EXTRACTED MATERIAL:
>>>
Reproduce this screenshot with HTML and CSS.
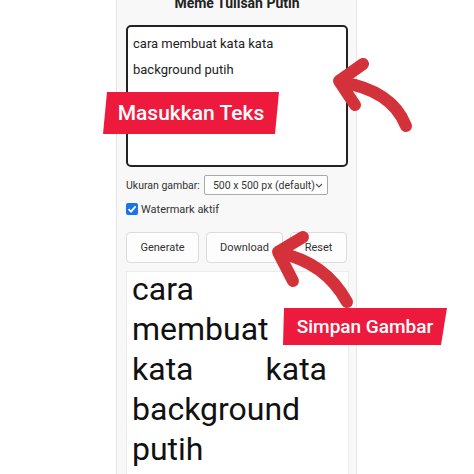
<<<
>>>
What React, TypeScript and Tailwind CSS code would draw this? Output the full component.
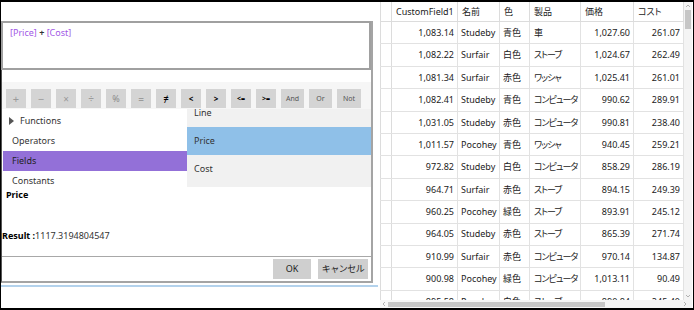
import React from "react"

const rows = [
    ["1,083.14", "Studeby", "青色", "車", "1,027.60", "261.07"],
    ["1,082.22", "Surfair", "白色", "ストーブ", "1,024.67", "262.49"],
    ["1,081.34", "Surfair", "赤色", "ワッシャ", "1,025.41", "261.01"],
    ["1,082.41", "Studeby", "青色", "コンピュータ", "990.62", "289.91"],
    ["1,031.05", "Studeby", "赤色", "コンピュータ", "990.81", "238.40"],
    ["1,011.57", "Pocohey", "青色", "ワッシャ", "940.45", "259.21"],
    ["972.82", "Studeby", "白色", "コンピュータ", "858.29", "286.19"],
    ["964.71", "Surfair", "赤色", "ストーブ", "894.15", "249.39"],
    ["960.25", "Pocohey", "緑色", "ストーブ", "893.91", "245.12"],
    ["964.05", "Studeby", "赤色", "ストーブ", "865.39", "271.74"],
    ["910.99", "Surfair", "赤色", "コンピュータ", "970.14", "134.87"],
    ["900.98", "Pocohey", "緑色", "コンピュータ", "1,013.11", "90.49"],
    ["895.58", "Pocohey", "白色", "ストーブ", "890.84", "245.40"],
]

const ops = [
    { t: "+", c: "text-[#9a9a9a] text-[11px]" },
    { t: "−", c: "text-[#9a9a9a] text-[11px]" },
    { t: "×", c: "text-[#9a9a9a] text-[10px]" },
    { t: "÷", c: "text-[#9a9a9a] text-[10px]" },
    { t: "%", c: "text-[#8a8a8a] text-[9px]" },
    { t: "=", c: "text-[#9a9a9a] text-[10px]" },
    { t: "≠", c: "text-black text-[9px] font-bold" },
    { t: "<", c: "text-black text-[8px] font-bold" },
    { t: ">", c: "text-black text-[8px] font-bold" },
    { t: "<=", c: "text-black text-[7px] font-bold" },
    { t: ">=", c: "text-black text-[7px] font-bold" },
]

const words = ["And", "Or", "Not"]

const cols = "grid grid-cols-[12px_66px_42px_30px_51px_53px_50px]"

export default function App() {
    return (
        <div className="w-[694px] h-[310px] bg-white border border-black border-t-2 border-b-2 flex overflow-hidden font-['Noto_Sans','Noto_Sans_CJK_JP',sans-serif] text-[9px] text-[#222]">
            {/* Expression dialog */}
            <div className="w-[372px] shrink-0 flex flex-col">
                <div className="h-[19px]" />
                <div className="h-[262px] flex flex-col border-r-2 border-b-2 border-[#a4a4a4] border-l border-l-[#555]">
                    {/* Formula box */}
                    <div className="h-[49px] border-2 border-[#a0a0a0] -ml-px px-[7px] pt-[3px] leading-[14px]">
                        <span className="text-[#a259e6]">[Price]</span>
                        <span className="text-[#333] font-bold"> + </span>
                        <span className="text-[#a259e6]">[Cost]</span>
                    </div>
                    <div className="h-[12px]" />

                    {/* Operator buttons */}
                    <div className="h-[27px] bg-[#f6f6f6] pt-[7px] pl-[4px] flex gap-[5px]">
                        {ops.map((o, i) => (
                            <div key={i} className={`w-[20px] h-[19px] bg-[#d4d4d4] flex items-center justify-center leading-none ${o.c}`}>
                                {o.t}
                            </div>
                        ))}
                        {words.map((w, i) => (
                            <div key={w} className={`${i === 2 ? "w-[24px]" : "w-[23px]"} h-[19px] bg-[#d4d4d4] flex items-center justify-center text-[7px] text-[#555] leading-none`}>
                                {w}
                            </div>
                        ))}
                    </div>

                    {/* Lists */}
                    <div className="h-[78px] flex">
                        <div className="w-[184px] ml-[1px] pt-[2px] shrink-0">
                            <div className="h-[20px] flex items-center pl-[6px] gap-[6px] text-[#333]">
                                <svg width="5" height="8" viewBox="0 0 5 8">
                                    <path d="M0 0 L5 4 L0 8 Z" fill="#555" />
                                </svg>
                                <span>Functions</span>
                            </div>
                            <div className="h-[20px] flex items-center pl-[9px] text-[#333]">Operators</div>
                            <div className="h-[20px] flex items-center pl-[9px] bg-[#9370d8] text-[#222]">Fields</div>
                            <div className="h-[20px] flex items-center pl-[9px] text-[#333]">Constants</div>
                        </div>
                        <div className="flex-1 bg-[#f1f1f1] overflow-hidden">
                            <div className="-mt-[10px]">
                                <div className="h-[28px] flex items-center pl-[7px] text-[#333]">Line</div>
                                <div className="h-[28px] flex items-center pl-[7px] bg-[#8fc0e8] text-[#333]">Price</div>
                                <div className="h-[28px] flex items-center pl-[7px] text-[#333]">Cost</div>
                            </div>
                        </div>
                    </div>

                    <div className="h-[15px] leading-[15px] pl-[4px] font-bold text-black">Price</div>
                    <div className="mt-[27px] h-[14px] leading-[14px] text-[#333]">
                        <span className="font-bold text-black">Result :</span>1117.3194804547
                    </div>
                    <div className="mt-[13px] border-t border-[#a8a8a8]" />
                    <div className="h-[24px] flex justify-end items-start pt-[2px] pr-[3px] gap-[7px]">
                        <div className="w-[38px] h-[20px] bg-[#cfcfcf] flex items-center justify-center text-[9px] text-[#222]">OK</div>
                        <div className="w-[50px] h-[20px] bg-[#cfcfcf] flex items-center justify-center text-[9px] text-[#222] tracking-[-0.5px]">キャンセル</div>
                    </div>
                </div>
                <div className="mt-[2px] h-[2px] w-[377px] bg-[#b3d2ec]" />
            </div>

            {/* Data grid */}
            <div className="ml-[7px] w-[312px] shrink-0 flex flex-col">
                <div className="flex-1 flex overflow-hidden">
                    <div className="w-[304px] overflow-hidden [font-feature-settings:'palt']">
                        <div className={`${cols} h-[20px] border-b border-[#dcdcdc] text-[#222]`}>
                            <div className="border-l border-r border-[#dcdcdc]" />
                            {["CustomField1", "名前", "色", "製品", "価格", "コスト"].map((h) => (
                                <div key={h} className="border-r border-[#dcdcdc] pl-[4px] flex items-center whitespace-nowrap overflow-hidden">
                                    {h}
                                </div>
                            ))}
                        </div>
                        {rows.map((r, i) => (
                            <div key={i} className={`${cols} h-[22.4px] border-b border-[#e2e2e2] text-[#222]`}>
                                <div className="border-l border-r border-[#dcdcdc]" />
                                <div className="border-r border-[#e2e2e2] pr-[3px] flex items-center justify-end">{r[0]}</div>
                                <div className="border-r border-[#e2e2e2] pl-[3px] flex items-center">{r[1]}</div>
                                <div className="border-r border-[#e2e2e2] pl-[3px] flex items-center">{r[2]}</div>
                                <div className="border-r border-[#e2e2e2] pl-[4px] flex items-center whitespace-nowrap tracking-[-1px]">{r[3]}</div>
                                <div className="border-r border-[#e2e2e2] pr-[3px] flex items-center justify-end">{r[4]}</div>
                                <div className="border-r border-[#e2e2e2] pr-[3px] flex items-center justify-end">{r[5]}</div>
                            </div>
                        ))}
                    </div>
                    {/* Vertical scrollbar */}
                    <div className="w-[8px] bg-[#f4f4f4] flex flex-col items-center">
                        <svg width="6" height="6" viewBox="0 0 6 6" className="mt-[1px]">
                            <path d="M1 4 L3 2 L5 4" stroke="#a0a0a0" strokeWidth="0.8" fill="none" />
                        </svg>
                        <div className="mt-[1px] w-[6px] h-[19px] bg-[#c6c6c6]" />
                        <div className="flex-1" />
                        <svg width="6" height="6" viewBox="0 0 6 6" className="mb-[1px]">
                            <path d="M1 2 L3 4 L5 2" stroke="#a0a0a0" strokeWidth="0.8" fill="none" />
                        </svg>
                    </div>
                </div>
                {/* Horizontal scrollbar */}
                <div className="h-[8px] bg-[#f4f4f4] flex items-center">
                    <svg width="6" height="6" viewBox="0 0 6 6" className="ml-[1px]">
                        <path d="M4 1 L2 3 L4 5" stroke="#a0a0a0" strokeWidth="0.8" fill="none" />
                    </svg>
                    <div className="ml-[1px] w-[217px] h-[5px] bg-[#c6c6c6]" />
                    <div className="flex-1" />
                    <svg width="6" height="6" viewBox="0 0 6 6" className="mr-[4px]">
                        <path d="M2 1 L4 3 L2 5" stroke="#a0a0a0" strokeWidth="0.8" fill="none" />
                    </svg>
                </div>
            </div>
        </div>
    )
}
<<<
>>>
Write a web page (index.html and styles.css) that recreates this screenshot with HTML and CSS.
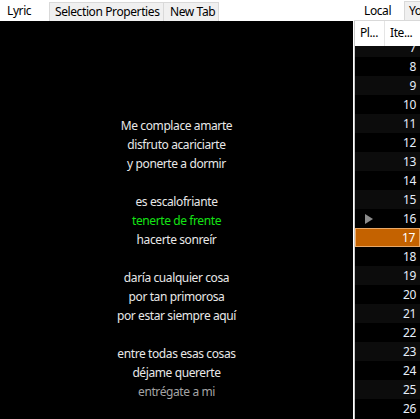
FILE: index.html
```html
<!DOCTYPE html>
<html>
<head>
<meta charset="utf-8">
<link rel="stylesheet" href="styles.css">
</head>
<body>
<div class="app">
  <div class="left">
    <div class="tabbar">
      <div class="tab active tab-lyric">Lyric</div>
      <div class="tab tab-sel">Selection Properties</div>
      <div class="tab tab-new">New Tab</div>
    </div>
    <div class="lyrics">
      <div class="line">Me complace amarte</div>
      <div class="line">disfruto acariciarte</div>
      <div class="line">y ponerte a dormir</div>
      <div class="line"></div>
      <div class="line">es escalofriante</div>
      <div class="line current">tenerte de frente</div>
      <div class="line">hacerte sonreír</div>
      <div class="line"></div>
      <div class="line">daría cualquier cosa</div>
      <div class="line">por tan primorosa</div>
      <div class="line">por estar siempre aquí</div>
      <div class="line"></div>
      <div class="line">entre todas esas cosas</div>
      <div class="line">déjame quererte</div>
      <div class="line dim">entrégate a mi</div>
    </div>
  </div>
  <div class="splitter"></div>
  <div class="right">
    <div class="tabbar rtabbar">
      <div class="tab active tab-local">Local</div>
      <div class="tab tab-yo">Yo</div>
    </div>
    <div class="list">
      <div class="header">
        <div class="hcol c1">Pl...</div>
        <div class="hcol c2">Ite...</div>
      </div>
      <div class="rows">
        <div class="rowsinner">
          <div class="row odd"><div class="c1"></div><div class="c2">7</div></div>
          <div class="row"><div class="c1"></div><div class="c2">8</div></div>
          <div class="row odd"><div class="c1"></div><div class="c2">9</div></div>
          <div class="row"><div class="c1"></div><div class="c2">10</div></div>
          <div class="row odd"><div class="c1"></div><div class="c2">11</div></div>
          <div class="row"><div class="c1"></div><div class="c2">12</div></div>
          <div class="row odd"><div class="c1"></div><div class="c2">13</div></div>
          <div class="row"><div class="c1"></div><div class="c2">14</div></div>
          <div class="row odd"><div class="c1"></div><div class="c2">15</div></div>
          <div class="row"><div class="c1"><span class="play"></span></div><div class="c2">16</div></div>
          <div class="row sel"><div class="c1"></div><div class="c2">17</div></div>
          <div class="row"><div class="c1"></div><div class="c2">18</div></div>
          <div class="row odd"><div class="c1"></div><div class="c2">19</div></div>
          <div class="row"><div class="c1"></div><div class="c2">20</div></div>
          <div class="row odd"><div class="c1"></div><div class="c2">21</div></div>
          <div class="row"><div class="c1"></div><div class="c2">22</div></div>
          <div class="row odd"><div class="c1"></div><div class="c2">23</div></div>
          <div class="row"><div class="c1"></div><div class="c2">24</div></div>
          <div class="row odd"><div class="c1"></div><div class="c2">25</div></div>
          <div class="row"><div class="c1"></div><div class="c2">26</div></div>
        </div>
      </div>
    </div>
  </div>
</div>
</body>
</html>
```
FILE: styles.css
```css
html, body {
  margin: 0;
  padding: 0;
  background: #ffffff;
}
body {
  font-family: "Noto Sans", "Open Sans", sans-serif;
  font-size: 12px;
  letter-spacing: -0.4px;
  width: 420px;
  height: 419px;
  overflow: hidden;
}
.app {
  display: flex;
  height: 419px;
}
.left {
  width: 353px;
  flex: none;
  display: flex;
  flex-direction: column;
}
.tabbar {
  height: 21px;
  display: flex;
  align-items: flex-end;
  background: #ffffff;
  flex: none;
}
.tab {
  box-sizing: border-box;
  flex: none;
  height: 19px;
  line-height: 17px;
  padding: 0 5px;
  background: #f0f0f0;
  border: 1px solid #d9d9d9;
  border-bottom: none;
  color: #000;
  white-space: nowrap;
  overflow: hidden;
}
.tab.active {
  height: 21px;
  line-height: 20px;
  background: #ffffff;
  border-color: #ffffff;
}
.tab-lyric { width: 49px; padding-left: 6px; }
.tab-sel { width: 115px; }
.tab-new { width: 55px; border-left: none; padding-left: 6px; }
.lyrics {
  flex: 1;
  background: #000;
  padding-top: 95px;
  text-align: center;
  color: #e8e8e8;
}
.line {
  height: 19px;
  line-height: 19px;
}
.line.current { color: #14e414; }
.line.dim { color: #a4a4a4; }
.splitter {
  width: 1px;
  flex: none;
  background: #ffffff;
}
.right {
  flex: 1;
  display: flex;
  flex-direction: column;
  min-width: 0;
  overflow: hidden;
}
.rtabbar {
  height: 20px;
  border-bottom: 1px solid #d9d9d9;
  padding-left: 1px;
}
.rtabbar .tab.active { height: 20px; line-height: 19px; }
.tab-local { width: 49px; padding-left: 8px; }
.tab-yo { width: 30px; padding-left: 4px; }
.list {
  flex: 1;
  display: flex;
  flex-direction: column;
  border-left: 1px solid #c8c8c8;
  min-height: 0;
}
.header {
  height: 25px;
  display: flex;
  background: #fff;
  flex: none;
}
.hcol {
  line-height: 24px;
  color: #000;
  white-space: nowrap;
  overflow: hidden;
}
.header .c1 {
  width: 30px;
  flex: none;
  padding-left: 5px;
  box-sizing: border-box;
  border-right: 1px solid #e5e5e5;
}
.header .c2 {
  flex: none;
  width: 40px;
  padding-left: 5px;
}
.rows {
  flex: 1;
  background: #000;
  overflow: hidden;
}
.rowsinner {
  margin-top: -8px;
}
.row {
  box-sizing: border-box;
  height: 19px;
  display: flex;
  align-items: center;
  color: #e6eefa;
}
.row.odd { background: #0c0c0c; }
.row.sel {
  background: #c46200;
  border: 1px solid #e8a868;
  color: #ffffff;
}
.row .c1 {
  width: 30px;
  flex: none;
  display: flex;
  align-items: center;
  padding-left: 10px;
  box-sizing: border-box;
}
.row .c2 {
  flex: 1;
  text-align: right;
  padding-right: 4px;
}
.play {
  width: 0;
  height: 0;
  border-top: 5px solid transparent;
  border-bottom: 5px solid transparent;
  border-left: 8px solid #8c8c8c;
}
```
<<<
WHAT IS ASKED: Make a copy of each line that contains the string "styles".

TASK RESULT:
Write a web page (index.html and styles.css) that recreates this screenshot with HTML and CSS.
<link rel="stylesheet" href="styles.css">
FILE: styles.css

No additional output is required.